- _THE PROBLEM_:
Keep the wording of each record exactly the same when you repeat it, and leave out pictures.
**** EXCERPTED RECORDS
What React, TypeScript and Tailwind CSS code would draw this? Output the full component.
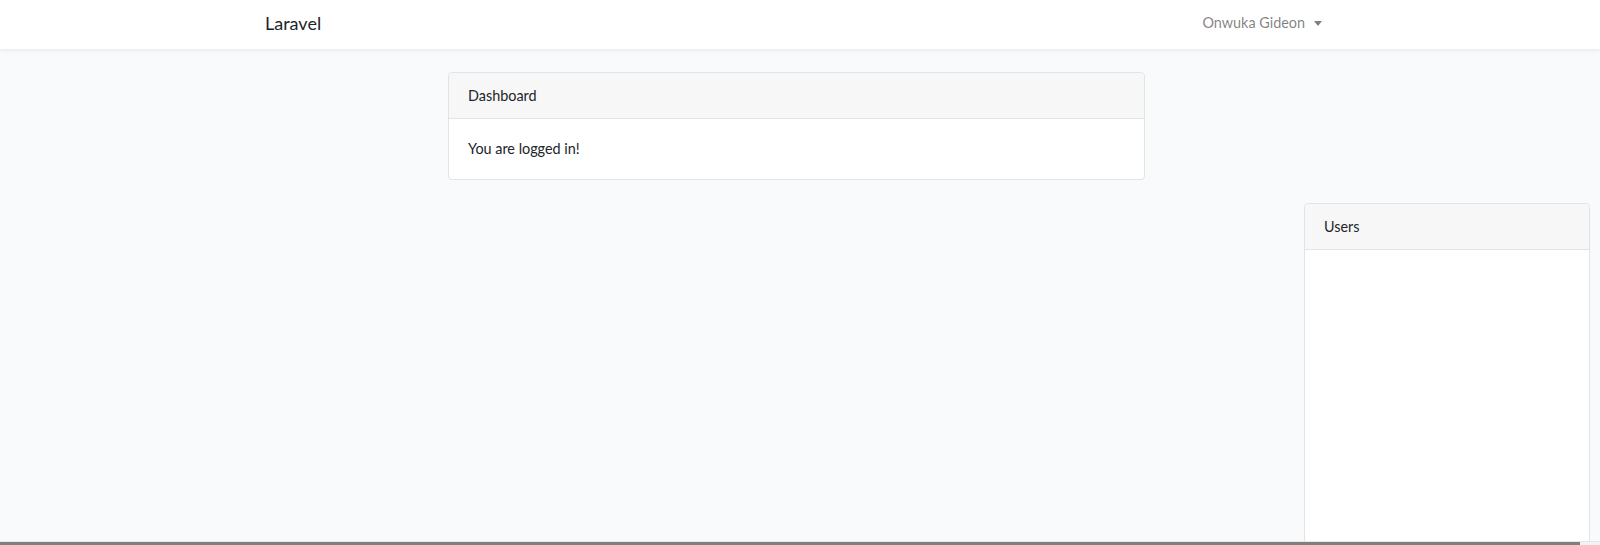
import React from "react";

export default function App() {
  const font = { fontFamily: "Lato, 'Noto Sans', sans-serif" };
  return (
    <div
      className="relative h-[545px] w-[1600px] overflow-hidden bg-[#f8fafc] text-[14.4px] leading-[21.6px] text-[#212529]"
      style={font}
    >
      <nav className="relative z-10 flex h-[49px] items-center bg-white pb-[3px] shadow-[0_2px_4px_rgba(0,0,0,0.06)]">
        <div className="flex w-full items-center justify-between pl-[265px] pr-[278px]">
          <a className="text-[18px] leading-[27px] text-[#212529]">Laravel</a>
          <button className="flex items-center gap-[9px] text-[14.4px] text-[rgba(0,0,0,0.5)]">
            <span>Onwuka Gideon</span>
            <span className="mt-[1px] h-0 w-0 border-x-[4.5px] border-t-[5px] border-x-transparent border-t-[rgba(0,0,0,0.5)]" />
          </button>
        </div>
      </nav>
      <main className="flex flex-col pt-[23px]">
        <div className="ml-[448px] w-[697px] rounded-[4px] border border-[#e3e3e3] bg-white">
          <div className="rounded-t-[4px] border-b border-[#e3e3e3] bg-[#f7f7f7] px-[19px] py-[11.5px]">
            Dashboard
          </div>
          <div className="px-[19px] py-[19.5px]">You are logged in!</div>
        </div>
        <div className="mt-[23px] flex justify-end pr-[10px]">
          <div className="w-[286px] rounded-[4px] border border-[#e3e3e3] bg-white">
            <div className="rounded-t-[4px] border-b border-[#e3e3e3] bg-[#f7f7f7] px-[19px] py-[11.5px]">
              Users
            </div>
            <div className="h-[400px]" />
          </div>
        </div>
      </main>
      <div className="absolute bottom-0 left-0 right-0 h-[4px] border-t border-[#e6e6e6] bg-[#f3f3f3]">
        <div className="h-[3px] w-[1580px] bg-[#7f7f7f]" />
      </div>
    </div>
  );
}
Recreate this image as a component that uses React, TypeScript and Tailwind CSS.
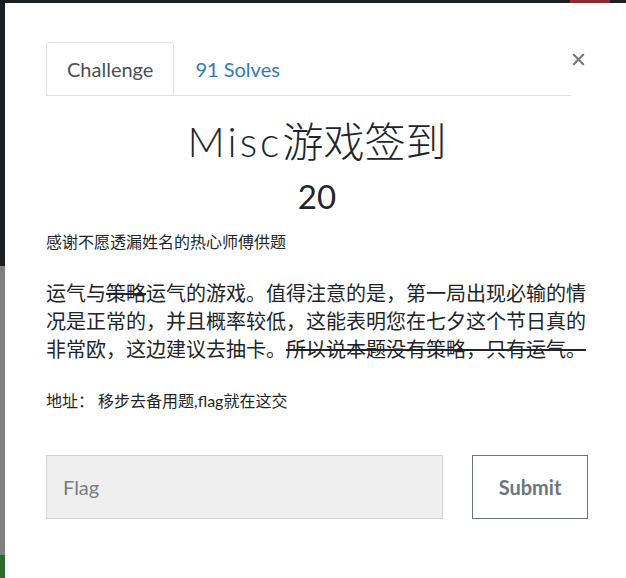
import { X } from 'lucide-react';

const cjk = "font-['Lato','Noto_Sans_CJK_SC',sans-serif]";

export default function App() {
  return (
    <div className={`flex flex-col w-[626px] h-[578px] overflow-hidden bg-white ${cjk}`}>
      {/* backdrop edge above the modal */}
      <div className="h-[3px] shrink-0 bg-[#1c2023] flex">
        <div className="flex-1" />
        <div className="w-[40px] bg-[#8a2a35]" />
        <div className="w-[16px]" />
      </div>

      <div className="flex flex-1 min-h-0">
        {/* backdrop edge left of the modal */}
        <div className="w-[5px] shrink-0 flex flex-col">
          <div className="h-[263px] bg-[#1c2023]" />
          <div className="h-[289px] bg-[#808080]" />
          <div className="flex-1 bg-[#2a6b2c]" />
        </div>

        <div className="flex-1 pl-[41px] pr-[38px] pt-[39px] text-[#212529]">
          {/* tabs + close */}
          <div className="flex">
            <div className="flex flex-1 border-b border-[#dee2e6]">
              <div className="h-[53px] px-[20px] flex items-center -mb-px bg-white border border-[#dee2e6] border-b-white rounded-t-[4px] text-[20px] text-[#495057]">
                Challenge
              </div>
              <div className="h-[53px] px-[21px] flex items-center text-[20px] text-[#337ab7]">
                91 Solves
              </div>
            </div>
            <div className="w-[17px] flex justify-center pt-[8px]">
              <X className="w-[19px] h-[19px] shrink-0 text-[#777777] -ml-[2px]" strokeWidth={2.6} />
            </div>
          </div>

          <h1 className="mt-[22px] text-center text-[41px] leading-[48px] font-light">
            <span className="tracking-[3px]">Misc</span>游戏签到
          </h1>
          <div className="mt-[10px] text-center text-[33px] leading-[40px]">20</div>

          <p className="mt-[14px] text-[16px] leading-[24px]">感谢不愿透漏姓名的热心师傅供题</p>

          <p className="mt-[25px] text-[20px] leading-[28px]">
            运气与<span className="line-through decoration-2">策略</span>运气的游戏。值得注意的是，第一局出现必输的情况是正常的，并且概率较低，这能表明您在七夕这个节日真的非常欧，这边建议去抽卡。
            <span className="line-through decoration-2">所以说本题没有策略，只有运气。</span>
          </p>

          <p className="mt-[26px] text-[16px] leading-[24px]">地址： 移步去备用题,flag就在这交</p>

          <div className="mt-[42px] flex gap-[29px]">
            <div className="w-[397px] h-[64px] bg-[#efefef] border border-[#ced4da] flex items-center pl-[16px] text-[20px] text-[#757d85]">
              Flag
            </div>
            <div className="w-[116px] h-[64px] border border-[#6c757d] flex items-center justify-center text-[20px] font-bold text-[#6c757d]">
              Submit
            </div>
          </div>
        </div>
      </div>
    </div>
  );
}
********
- _ANSWER TO THIS PROBLEM_:
What React, TypeScript and Tailwind CSS code would draw this? Output the full component.
import React from "react";

export default function App() {
  const font = { fontFamily: "Lato, 'Noto Sans', sans-serif" };
  return (
    <div
      className="relative h-[545px] w-[1600px] overflow-hidden bg-[#f8fafc] text-[14.4px] leading-[21.6px] text-[#212529]"
      style={font}
    >
      <nav className="relative z-10 flex h-[49px] items-center bg-white pb-[3px] shadow-[0_2px_4px_rgba(0,0,0,0.06)]">
        <div className="flex w-full items-center justify-between pl-[265px] pr-[278px]">
          <a className="text-[18px] leading-[27px] text-[#212529]">Laravel</a>
          <button className="flex items-center gap-[9px] text-[14.4px] text-[rgba(0,0,0,0.5)]">
            <span>Onwuka Gideon</span>
            <span className="mt-[1px] h-0 w-0 border-x-[4.5px] border-t-[5px] border-x-transparent border-t-[rgba(0,0,0,0.5)]" />
          </button>
        </div>
      </nav>
      <main className="flex flex-col pt-[23px]">
        <div className="ml-[448px] w-[697px] rounded-[4px] border border-[#e3e3e3] bg-white">
          <div className="rounded-t-[4px] border-b border-[#e3e3e3] bg-[#f7f7f7] px-[19px] py-[11.5px]">
            Dashboard
          </div>
          <div className="px-[19px] py-[19.5px]">You are logged in!</div>
        </div>
        <div className="mt-[23px] flex justify-end pr-[10px]">
          <div className="w-[286px] rounded-[4px] border border-[#e3e3e3] bg-white">
            <div className="rounded-t-[4px] border-b border-[#e3e3e3] bg-[#f7f7f7] px-[19px] py-[11.5px]">
              Users
            </div>
            <div className="h-[400px]" />
          </div>
        </div>
      </main>
      <div className="absolute bottom-0 left-0 right-0 h-[4px] border-t border-[#e6e6e6] bg-[#f3f3f3]">
        <div className="h-[3px] w-[1580px] bg-[#7f7f7f]" />
      </div>
    </div>
  );
}
Recreate this image as a component that uses React, TypeScript and Tailwind CSS.
import { X } from 'lucide-react';

const cjk = "font-['Lato','Noto_Sans_CJK_SC',sans-serif]";

export default function App() {
  return (
    <div className={`flex flex-col w-[626px] h-[578px] overflow-hidden bg-white ${cjk}`}>
      {/* backdrop edge above the modal */}
      <div className="h-[3px] shrink-0 bg-[#1c2023] flex">
        <div className="flex-1" />
        <div className="w-[40px] bg-[#8a2a35]" />
        <div className="w-[16px]" />
      </div>

      <div className="flex flex-1 min-h-0">
        {/* backdrop edge left of the modal */}
        <div className="w-[5px] shrink-0 flex flex-col">
          <div className="h-[263px] bg-[#1c2023]" />
          <div className="h-[289px] bg-[#808080]" />
          <div className="flex-1 bg-[#2a6b2c]" />
        </div>

        <div className="flex-1 pl-[41px] pr-[38px] pt-[39px] text-[#212529]">
          {/* tabs + close */}
          <div className="flex">
            <div className="flex flex-1 border-b border-[#dee2e6]">
              <div className="h-[53px] px-[20px] flex items-center -mb-px bg-white border border-[#dee2e6] border-b-white rounded-t-[4px] text-[20px] text-[#495057]">
                Challenge
              </div>
              <div className="h-[53px] px-[21px] flex items-center text-[20px] text-[#337ab7]">
                91 Solves
              </div>
            </div>
            <div className="w-[17px] flex justify-center pt-[8px]">
              <X className="w-[19px] h-[19px] shrink-0 text-[#777777] -ml-[2px]" strokeWidth={2.6} />
            </div>
          </div>

          <h1 className="mt-[22px] text-center text-[41px] leading-[48px] font-light">
            <span className="tracking-[3px]">Misc</span>游戏签到
          </h1>
          <div className="mt-[10px] text-center text-[33px] leading-[40px]">20</div>

          <p className="mt-[14px] text-[16px] leading-[24px]">感谢不愿透漏姓名的热心师傅供题</p>

          <p className="mt-[25px] text-[20px] leading-[28px]">
            运气与<span className="line-through decoration-2">策略</span>运气的游戏。值得注意的是，第一局出现必输的情况是正常的，并且概率较低，这能表明您在七夕这个节日真的非常欧，这边建议去抽卡。
            <span className="line-through decoration-2">所以说本题没有策略，只有运气。</span>
          </p>

          <p className="mt-[26px] text-[16px] leading-[24px]">地址： 移步去备用题,flag就在这交</p>

          <div className="mt-[42px] flex gap-[29px]">
            <div className="w-[397px] h-[64px] bg-[#efefef] border border-[#ced4da] flex items-center pl-[16px] text-[20px] text-[#757d85]">
              Flag
            </div>
            <div className="w-[116px] h-[64px] border border-[#6c757d] flex items-center justify-center text-[20px] font-bold text-[#6c757d]">
              Submit
            </div>
          </div>
        </div>
      </div>
    </div>
  );
}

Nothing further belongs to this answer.